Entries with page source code
*****
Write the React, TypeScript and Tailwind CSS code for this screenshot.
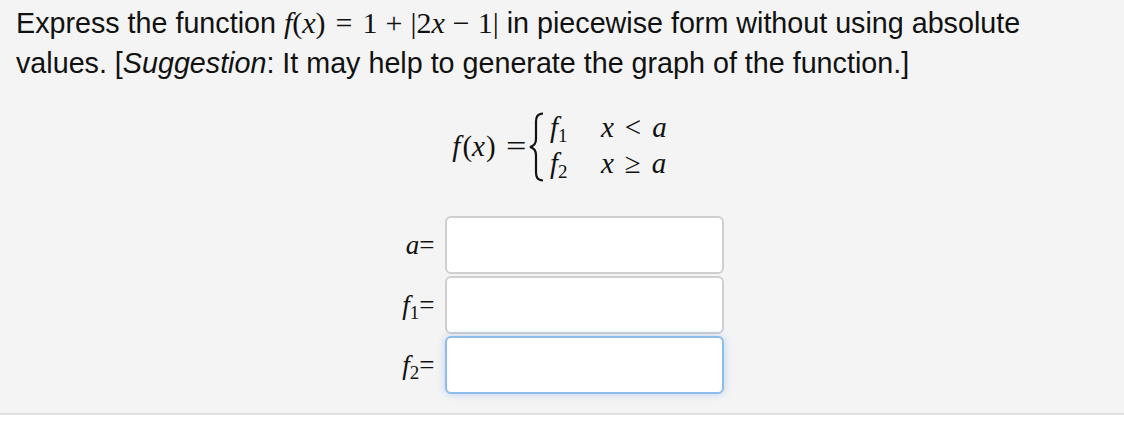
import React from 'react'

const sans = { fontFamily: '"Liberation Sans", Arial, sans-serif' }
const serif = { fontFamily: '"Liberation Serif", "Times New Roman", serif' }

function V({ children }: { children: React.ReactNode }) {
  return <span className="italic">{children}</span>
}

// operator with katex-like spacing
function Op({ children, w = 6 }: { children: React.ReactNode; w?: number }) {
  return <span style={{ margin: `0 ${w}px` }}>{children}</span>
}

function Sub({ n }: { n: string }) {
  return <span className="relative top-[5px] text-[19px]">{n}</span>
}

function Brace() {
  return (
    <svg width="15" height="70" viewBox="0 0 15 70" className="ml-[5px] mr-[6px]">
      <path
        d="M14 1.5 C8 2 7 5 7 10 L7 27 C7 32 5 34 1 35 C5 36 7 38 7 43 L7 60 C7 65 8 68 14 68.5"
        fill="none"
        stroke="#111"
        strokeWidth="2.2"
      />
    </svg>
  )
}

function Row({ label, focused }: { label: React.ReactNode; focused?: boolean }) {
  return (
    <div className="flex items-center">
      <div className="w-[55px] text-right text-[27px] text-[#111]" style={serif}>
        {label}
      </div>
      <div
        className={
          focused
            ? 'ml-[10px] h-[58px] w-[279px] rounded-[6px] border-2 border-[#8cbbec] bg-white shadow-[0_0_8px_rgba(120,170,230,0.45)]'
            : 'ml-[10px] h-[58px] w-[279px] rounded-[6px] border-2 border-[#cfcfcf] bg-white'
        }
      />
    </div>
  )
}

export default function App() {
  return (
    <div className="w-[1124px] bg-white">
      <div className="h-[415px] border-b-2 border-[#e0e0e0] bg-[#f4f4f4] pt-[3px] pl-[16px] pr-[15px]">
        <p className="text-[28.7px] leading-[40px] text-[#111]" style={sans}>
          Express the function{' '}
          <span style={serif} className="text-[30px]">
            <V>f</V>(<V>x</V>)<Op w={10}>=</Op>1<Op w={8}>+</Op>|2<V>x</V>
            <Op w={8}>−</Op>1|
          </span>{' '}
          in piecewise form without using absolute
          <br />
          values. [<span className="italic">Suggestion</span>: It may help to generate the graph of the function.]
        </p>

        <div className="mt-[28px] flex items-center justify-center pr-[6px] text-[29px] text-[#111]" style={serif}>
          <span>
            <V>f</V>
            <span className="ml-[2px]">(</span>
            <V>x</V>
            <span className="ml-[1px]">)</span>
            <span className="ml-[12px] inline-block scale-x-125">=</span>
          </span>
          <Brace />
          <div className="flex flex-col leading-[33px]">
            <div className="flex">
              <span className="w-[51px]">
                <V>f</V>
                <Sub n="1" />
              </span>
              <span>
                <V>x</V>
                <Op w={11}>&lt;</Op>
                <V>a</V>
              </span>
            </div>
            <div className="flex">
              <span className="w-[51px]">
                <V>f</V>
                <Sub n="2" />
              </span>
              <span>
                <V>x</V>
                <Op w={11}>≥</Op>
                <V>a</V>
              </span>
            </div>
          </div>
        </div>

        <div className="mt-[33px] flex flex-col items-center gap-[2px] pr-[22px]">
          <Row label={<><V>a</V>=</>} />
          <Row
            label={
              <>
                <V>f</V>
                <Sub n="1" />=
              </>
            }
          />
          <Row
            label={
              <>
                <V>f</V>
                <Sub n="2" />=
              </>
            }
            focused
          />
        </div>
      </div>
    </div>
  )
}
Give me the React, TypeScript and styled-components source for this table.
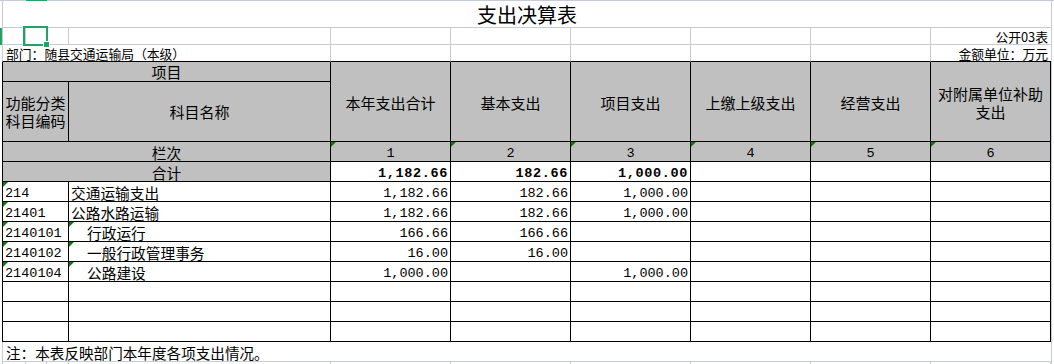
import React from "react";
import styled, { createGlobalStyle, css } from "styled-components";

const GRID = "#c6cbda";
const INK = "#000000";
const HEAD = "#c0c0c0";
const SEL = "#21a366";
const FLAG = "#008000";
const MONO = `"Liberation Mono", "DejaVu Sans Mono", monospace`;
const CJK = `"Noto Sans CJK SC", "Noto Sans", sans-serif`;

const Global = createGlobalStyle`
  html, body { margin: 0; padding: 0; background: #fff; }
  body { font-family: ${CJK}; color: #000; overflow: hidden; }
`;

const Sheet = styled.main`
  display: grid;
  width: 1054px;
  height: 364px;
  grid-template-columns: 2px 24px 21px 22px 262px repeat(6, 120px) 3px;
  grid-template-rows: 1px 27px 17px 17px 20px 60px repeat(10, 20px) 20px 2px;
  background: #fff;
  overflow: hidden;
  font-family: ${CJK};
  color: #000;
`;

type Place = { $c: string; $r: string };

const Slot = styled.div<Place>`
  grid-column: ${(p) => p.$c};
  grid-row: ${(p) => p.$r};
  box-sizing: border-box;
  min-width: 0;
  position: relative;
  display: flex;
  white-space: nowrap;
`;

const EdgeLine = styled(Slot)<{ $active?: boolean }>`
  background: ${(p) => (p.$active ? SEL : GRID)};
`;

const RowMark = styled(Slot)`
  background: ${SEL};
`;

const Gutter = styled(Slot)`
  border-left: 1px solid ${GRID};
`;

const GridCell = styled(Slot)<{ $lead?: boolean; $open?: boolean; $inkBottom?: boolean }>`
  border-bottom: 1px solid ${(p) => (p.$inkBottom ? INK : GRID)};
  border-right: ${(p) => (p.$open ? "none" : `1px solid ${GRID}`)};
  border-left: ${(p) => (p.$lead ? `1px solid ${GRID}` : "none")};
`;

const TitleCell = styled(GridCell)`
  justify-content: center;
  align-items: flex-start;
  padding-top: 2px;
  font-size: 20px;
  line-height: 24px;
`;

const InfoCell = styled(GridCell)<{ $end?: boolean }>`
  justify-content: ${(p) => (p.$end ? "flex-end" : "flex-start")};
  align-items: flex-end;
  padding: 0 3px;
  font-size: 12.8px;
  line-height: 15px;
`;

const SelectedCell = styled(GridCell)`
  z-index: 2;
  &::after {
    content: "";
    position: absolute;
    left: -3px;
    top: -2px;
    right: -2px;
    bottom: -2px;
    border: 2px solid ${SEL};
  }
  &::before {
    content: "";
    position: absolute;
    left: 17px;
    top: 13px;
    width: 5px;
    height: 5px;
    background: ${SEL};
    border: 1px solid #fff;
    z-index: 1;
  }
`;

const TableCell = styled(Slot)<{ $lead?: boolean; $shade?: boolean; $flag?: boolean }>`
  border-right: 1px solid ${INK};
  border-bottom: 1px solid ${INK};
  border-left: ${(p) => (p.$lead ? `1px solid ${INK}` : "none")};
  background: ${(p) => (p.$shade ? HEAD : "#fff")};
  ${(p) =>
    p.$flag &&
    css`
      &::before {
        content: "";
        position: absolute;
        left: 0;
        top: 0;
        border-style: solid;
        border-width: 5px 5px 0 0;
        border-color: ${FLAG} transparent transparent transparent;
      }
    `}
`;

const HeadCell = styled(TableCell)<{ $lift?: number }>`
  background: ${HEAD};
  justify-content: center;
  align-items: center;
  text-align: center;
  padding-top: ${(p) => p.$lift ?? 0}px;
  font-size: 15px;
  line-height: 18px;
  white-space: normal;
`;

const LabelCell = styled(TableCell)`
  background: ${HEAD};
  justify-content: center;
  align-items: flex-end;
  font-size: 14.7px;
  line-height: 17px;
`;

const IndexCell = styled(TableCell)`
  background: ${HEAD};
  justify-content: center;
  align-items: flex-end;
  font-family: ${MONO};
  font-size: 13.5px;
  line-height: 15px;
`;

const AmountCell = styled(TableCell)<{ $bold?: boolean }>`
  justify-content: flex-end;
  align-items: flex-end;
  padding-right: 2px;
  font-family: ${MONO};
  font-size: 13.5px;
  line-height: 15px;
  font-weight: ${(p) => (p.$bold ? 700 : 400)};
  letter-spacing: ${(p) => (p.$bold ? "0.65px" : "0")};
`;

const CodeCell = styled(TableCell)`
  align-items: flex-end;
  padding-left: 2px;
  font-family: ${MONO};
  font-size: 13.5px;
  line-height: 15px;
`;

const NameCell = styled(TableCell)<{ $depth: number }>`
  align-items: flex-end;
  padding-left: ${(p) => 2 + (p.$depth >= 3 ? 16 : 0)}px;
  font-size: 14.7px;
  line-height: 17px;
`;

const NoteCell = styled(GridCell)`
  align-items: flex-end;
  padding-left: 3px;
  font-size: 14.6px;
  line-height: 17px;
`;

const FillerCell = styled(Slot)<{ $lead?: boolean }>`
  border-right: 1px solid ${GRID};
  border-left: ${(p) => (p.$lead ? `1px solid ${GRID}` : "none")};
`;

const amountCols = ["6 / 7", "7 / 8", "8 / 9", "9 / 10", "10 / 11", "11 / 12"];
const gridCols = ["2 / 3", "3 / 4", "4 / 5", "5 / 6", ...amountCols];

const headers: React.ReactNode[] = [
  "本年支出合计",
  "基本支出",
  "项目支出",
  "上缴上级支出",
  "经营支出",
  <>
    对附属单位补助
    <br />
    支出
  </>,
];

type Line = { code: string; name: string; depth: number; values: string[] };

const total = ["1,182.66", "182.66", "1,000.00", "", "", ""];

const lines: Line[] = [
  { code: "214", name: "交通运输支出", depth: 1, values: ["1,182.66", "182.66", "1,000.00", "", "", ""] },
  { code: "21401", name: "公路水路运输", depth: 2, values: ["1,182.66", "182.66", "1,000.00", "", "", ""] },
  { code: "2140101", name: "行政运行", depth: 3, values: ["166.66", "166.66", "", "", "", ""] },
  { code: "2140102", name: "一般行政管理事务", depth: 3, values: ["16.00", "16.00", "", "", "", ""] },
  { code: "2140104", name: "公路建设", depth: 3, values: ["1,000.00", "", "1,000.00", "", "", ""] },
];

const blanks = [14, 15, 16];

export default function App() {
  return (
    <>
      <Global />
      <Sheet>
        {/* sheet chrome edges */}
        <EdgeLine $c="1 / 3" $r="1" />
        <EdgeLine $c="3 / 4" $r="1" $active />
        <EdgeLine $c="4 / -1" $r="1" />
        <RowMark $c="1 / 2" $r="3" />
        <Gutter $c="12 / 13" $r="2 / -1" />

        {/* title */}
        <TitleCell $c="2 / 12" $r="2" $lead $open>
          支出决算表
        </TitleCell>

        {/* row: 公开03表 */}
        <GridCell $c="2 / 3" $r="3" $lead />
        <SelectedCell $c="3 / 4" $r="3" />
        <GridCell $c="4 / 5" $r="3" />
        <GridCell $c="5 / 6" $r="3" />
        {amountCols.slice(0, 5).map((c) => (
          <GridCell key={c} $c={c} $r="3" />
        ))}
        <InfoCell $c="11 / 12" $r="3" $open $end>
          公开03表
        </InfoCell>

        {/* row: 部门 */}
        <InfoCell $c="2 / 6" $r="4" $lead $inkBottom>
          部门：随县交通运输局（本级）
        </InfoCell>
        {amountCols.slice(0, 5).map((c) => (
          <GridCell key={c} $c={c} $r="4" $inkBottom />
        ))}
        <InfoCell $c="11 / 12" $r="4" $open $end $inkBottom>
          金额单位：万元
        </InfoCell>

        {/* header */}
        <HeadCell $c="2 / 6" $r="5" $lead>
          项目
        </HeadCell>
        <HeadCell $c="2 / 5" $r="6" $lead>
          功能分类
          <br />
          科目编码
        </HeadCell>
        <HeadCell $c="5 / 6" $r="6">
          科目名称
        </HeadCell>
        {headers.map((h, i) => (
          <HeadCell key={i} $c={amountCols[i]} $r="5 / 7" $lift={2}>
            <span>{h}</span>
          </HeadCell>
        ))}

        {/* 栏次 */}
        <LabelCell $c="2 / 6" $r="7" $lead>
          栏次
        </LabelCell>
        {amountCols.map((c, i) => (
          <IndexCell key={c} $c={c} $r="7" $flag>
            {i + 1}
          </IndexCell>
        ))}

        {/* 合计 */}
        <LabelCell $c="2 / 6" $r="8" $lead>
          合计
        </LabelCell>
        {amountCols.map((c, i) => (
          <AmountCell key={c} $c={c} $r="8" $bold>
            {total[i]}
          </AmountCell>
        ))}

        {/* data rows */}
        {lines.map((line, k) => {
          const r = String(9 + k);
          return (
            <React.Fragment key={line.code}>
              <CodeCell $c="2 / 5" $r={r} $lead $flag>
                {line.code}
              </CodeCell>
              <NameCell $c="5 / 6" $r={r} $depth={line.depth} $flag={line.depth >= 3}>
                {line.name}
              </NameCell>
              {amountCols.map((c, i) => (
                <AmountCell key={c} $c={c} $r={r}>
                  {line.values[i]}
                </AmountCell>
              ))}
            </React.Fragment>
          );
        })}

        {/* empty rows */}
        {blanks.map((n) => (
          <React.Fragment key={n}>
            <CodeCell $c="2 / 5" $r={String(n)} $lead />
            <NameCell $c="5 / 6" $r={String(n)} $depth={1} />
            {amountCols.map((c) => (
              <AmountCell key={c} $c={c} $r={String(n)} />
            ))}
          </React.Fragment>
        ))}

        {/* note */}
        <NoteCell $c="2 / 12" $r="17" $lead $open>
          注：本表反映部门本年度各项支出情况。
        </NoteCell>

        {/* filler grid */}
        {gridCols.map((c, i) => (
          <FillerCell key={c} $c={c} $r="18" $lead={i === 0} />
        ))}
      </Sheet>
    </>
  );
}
*****
** Problem **
Copy each line of the listing that contains the string "this".

** Response **
Write the React, TypeScript and Tailwind CSS code for this screenshot.
Give me the React, TypeScript and styled-components source for this table.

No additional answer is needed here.